Divergence of $\sum|a_n|$: $\sum_{n=1}^\infty1/(n+1)=\sum_{k=2}^\infty1/k$ is the harmonic series minus its first term. Proof of harmonic divergence: group in blocks $(\frac12)+(\frac13+\frac14)+(\frac15+\cdots+\frac18)+\cdots$; the $j$-th block ($2^{j-1}$ terms starting from $2^{j-1}+1$) sums to $\ge2^{j-1}\cdot1/2^j=1/2$. Infinitely many blocks each contribute $\ge1/2$, so partial sums $\to\infty$. ✓

Hence conditionally convergent. $\blacksquare$

Common Traps

• Verify all three Leibniz conditions. Monotonicity is the one most often skipped. Use $f'(x)<0$ or explicit comparison $a_{n+1}<a_n$.
• $a_n\to0$ doesn’t imply convergence. The harmonic series $\sum1/n$ has $a_n\to0$ but diverges. Leibniz additionally requires the alternating sign and monotonicity.
• Limit comparison: the ratio must be in $(0,\infty)$. If $\lim a_n/b_n=0$ or $\infty$, the standard limit comparison fails; use the direct comparison instead.

ratio-test (1 question(s); 2022)

Worked Example

2022 Paper 2, 2022-P2-Q4b (15 marks)

Test $\displaystyle\sum_{n=1}^\infty\frac{n^n x^n}{n!}$ for $x>0$.

$a_{n+1}/a_n = x(1+1/n)^n\to xe$ as $n\to\infty$. Ratio test: converges if $xe<1$, diverges if $xe>1$.

At $x=1/e$: $a_n\sim1/\sqrt{2\pi n}$ (Stirling: $n!\sim\sqrt{2\pi n}(n/e)^n$). Since $\sum1/\sqrt{n}$ diverges (p-series, $p=1/2<1$), diverges also at $x=1/e$.

$\boxed{\text{Converges for }x<1/e;\;\text{diverges for }x\ge1/e.}$

ratio-raabe-test (1 question(s); 2023)

Worked Example

2023 Paper 2, 2023-P2-Q1c (10 marks)

Test $\displaystyle\sum_{n=1}^\infty\frac{(2n-1)!!}{(2n)!!}\cdot\frac{x^{2n+1}}{2n+1}$ for $x>0$.

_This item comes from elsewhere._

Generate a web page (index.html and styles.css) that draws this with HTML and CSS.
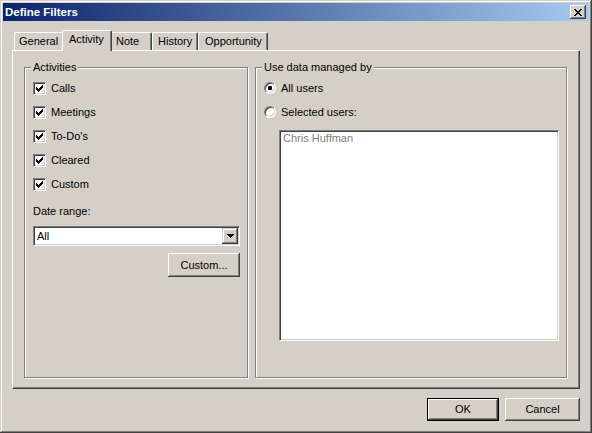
FILE: index.html
```html
<!DOCTYPE html>
<html lang="en">
<head>
    <meta charset="UTF-8">
    <title>Define Filters</title>
    <link rel="stylesheet" href="styles.css">
</head>
<body>
    <div class="window">
        <div class="titlebar">
            <span class="title">Define Filters</span>
            <div class="close-btn">
                <svg width="8" height="7" viewBox="0 0 8 7"><path fill="#000" d="M0 0h2v1H0zM6 0h2v1H6zM1 1h2v1H1zM5 1h2v1H5zM2 2h4v1H2zM3 3h2v1H3zM2 4h4v1H2zM1 5h2v1H1zM5 5h2v1H5zM0 6h2v1H0zM6 6h2v1H6z"/></svg>
            </div>
        </div>

        <div class="dialog-body">
            <div class="tabs">
                <div class="tab tab-general">General</div>
                <div class="tab tab-activity active">Activity</div>
                <div class="tab tab-note">Note</div>
                <div class="tab tab-history">History</div>
                <div class="tab tab-opportunity">Opportunity</div>
            </div>

            <div class="panel">
                <fieldset class="group group-activities">
                    <legend>Activities</legend>
                    <div class="check-row">
                        <span class="checkbox"><svg width="7" height="7" viewBox="0 0 7 7"><path d="M6 0h1v1H6zM5 1h2v1H5zM0 2h1v1H0zM4 2h3v1H4zM0 3h2v1H0zM3 3h3v1H3zM0 4h5v1H0zM1 5h3v1H1zM2 6h1v1H2z"/></svg></span>
                        <span>Calls</span>
                    </div>
                    <div class="check-row">
                        <span class="checkbox"><svg width="7" height="7" viewBox="0 0 7 7"><path d="M6 0h1v1H6zM5 1h2v1H5zM0 2h1v1H0zM4 2h3v1H4zM0 3h2v1H0zM3 3h3v1H3zM0 4h5v1H0zM1 5h3v1H1zM2 6h1v1H2z"/></svg></span>
                        <span>Meetings</span>
                    </div>
                    <div class="check-row">
                        <span class="checkbox"><svg width="7" height="7" viewBox="0 0 7 7"><path d="M6 0h1v1H6zM5 1h2v1H5zM0 2h1v1H0zM4 2h3v1H4zM0 3h2v1H0zM3 3h3v1H3zM0 4h5v1H0zM1 5h3v1H1zM2 6h1v1H2z"/></svg></span>
                        <span>To-Do's</span>
                    </div>
                    <div class="check-row">
                        <span class="checkbox"><svg width="7" height="7" viewBox="0 0 7 7"><path d="M6 0h1v1H6zM5 1h2v1H5zM0 2h1v1H0zM4 2h3v1H4zM0 3h2v1H0zM3 3h3v1H3zM0 4h5v1H0zM1 5h3v1H1zM2 6h1v1H2z"/></svg></span>
                        <span>Cleared</span>
                    </div>
                    <div class="check-row">
                        <span class="checkbox"><svg width="7" height="7" viewBox="0 0 7 7"><path d="M6 0h1v1H6zM5 1h2v1H5zM0 2h1v1H0zM4 2h3v1H4zM0 3h2v1H0zM3 3h3v1H3zM0 4h5v1H0zM1 5h3v1H1zM2 6h1v1H2z"/></svg></span>
                        <span>Custom</span>
                    </div>

                    <div class="field-label">Date range:</div>
                    <div class="combo">
                        <span class="combo-value">All</span>
                        <span class="combo-btn"><svg width="7" height="4" viewBox="0 0 7 4"><path d="M0 0h7v1H0zM1 1h5v1H1zM2 2h3v1H2zM3 3h1v1H3z"/></svg></span>
                    </div>
                    <div class="custom-row">
                        <div class="btn btn-custom">Custom...</div>
                    </div>
                </fieldset>

                <fieldset class="group group-users">
                    <legend>Use data managed by</legend>
                    <div class="radio-row">
                        <span class="radio checked"></span>
                        <span>All users</span>
                    </div>
                    <div class="radio-row">
                        <span class="radio"></span>
                        <span>Selected users:</span>
                    </div>
                    <div class="listbox">
                        <div class="list-item">Chris Huffman</div>
                    </div>
                </fieldset>
            </div>

            <div class="dialog-buttons">
                <div class="btn btn-ok">OK</div>
                <div class="btn btn-cancel">Cancel</div>
            </div>
        </div>
    </div>
</body>
</html>
```

FILE: styles.css
```css
* {
    margin: 0;
    padding: 0;
    box-sizing: border-box;
}

body {
    width: 592px;
    height: 433px;
    overflow: hidden;
    background: #d4d0c8;
    font-family: "Liberation Sans", Arial, sans-serif;
    font-size: 11px;
    line-height: 13px;
    color: #000;
}

.window {
    width: 592px;
    height: 433px;
    padding: 3px;
    background: #d4d0c8;
    box-shadow: inset -1px -1px 0 #404040, inset 1px 1px 0 #d4d0c8,
                inset -2px -2px 0 #808080, inset 2px 2px 0 #fff;
}

/* barre de titre */
.titlebar {
    height: 18px;
    display: flex;
    align-items: center;
    justify-content: space-between;
    padding: 0 3px 0 2px;
    background: linear-gradient(to right, #0a246a, #a6caf0);
}

.title {
    color: #fff;
    font-weight: bold;
    font-size: 11.5px;
}

.close-btn {
    width: 16px;
    height: 14px;
    display: flex;
    align-items: center;
    justify-content: center;
    padding-right: 1px;
    background: #d4d0c8;
    box-shadow: inset -1px -1px 0 #404040, inset 1px 1px 0 #fff,
                inset -2px -2px 0 #808080, inset 2px 2px 0 #d4d0c8;
}

.dialog-body {
    padding: 8px 9px 0 9px;
}

/* onglets */
.tabs {
    display: flex;
    align-items: flex-end;
    height: 21px;
    padding-left: 2px;
}

.tab {
    height: 18px;
    padding: 2px 0 0 5px;
    background: #d4d0c8;
    border-top: 1px solid #fff;
    border-left: 1px solid #fff;
    border-right: 1px solid #404040;
    border-radius: 2px 2px 0 0;
    box-shadow: inset -1px 0 0 #808080;
    white-space: nowrap;
}

.tab-general { width: 50px; padding-left: 4px; }
.tab-activity { width: 46px; }
.tab-note { width: 42px; }
.tab-history { width: 46px; }
.tab-opportunity { width: 70px; padding-left: 6px; }

.tab.active {
    position: relative;
    z-index: 1;
    width: 50px;
    height: 21px;
    margin: 0 -2px -1px -2px;
    padding-left: 6px;
}

/* panneau */
.panel {
    display: flex;
    gap: 7px;
    height: 339px;
    padding: 10px 12px 10px 11px;
    border-top: 1px solid #fff;
    border-left: 1px solid #fff;
    border-right: 1px solid #404040;
    border-bottom: 1px solid #404040;
    box-shadow: inset -1px -1px 0 #808080;
}

.group {
    flex: none;
    border: 1px solid #808080;
    box-shadow: inset 1px 1px 0 #fff, 1px 1px 0 #fff;
    padding: 2px 7px 0 8px;
    min-width: 0;
}

.group legend {
    margin-left: -2px;
    padding: 0 2px;
    background: #d4d0c8;
    line-height: 13px;
}

.group-activities { width: 224px; }
.group-users { width: 312px; }

.check-row,
.radio-row {
    display: flex;
    align-items: center;
    gap: 5px;
    height: 24px;
}

.checkbox {
    width: 13px;
    height: 13px;
    display: flex;
    align-items: center;
    justify-content: center;
    background: #fff;
    border: 1px solid;
    border-color: #808080 #fff #fff #808080;
    box-shadow: inset 1px 1px 0 #404040, inset -1px -1px 0 #d4d0c8;
}

.radio {
    position: relative;
    width: 12px;
    height: 12px;
    border-radius: 50%;
    background: #fff;
    border: 1px solid;
    border-color: #808080 #fff #fff #808080;
    box-shadow: inset 1px 1px 0 #404040, inset -1px -1px 0 #d4d0c8;
}

.radio.checked::after {
    content: '';
    position: absolute;
    left: 3px;
    top: 3px;
    width: 4px;
    height: 4px;
    border-radius: 1px;
    background: #000;
}

.field-label {
    margin-top: 9px;
}

.combo {
    display: flex;
    align-items: center;
    height: 20px;
    margin-top: 8px;
    background: #fff;
    border: 1px solid;
    border-color: #808080 #fff #fff #808080;
    box-shadow: inset 1px 1px 0 #404040, inset -1px -1px 0 #d4d0c8;
    padding: 1px;
}

.combo-value {
    flex: 1;
    padding-left: 2px;
}

.combo-btn {
    width: 16px;
    height: 16px;
    display: flex;
    align-items: center;
    justify-content: center;
    background: #d4d0c8;
    box-shadow: inset -1px -1px 0 #404040, inset 1px 1px 0 #d4d0c8,
                inset -2px -2px 0 #808080, inset 2px 2px 0 #fff;
}

.custom-row {
    display: flex;
    justify-content: flex-end;
    margin-top: 7px;
}

.listbox {
    height: 211px;
    margin: 6px 0 0 15px;
    background: #fff;
    border: 1px solid;
    border-color: #808080 #fff #fff #808080;
    box-shadow: inset 1px 1px 0 #404040, inset -1px -1px 0 #d4d0c8;
    padding: 1px 2px;
}

.list-item {
    color: #808080;
    padding-left: 1px;
}

/* boutons */
.btn {
    display: flex;
    align-items: center;
    justify-content: center;
    height: 23px;
    background: #d4d0c8;
    box-shadow: inset -1px -1px 0 #404040, inset 1px 1px 0 #fff,
                inset -2px -2px 0 #808080, inset 2px 2px 0 #d4d0c8;
}

.btn-custom { width: 72px; height: 24px; }

.dialog-buttons {
    display: flex;
    justify-content: flex-end;
    gap: 6px;
    margin-top: 9px;
}

.btn-ok {
    width: 72px;
    border: 1px solid #000;
}

.btn-cancel { width: 75px; }
```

Ratio $a_{n+1}/a_n=(2n+1)^2/((2n+2)(2n+3))\cdot x^2\to x^2$. Converges for $x^2<1$, diverges for $x^2>1$, inconclusive at $x=1$.

Raabe at $x=1$: $\lim n(a_n/a_{n+1}-1)=\lim n\cdot(2n+2)(2n+3)/(2n+1)^2-n\to3/2>1$. Converges at $x=1$.

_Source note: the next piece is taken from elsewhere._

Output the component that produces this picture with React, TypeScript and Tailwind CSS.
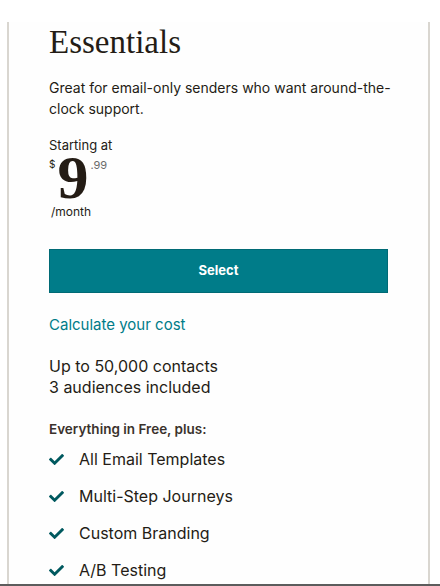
import React from "react";
import { FaCheck } from "react-icons/fa";

const sans = { fontFamily: 'Inter, "Liberation Sans", Arial, sans-serif' };

export default function App() {
  const items = ["All Email Templates", "Multi-Step Journeys", "Custom Branding", "A/B Testing"];
  return (
    <div className="w-[440px] h-[586px] bg-white overflow-hidden flex flex-col" style={sans}>
      <div className="flex-1 pt-[4px] overflow-hidden">
        <div className="ml-[7px] w-[423px] h-full border-l-2 border-r-2 border-[#d9d6d0] bg-[#fefefe] pl-[40px] pr-[40px] text-[#241c15]">
          <h1 className="text-[33px] leading-[40px] mt-[18px] text-[#241c15]" style={{ fontFamily: '"Liberation Serif", "Times New Roman", serif' }}>
            Essentials
          </h1>
          <p className="text-[14px] leading-[21px] mt-[15px] w-[342px]">
            Great for email-only senders who want around-the-clock support.
          </p>
          <div className="mt-[18px] text-[13px] leading-[16px]">Starting at</div>
          <div className="flex items-start h-[46px] mt-[1px]">
            <span className="text-[10px] leading-[10px] mt-[5px] mr-[2px]">$</span>
            <span className="text-[62px] leading-[46px] font-bold" style={{ fontFamily: '"Liberation Serif", "Times New Roman", serif' }}>9</span>
            <span className="text-[11px] leading-[11px] mt-[6px] ml-[2px] text-[#6b6b6b]">.99</span>
          </div>
          <div className="text-[12px] leading-[14px] mt-[5px] ml-[2px]">/month</div>
          <button className="mt-[30px] w-[339px] h-[44px] bg-[#007c89] border border-[#006a75] text-white text-[13px] font-bold flex items-center justify-center">
            Select
          </button>
          <div className="mt-[23px] text-[15px] leading-[18px] text-[#007c89]">Calculate your cost</div>
          <div className="mt-[22px] text-[16px] leading-[21px]">
            <div>Up to 50,000 contacts</div>
            <div>3 audiences included</div>
          </div>
          <div className="mt-[23px] text-[13.5px] leading-[16px] font-semibold text-[#3a322c]">Everything in Free, plus:</div>
          <ul className="mt-[13px] flex flex-col gap-[18px]">
            {items.map((t) => (
              <li key={t} className="flex items-center h-[19px]">
                <FaCheck className="text-[#00595f] w-[15px] h-[15px] mr-[15px]" />
                <span className="text-[16px] leading-[19px]">{t}</span>
              </li>
            ))}
          </ul>
        </div>
      </div>
      <div className="h-[2px] bg-[#5c5c5c]" />
    </div>
  );
}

$\boxed{\text{Converges for }0<x\le1;\;\text{diverges for }x>1.}$

Marks-Aware Writing

For 10-mark convergence questions: three explicit steps — Leibniz conditions stated and verified; conclude convergence; limit-comparison with $\sum1/n^p$ for the absolute series. Box the final classification.

For the 15-mark question (2016) requiring proofs: write the full Leibniz proof (even partial sums non-decreasing and bounded; odd sums sandwich) AND the dyadic-blocking proof of harmonic divergence. These proofs together are 8–10 marks; missing either means half-marks at most.

Practice Set

• 2025-P2-Q1c (10 m) — — Hint: Leibniz; absolute series is the harmonic series, $p=1$, diverges.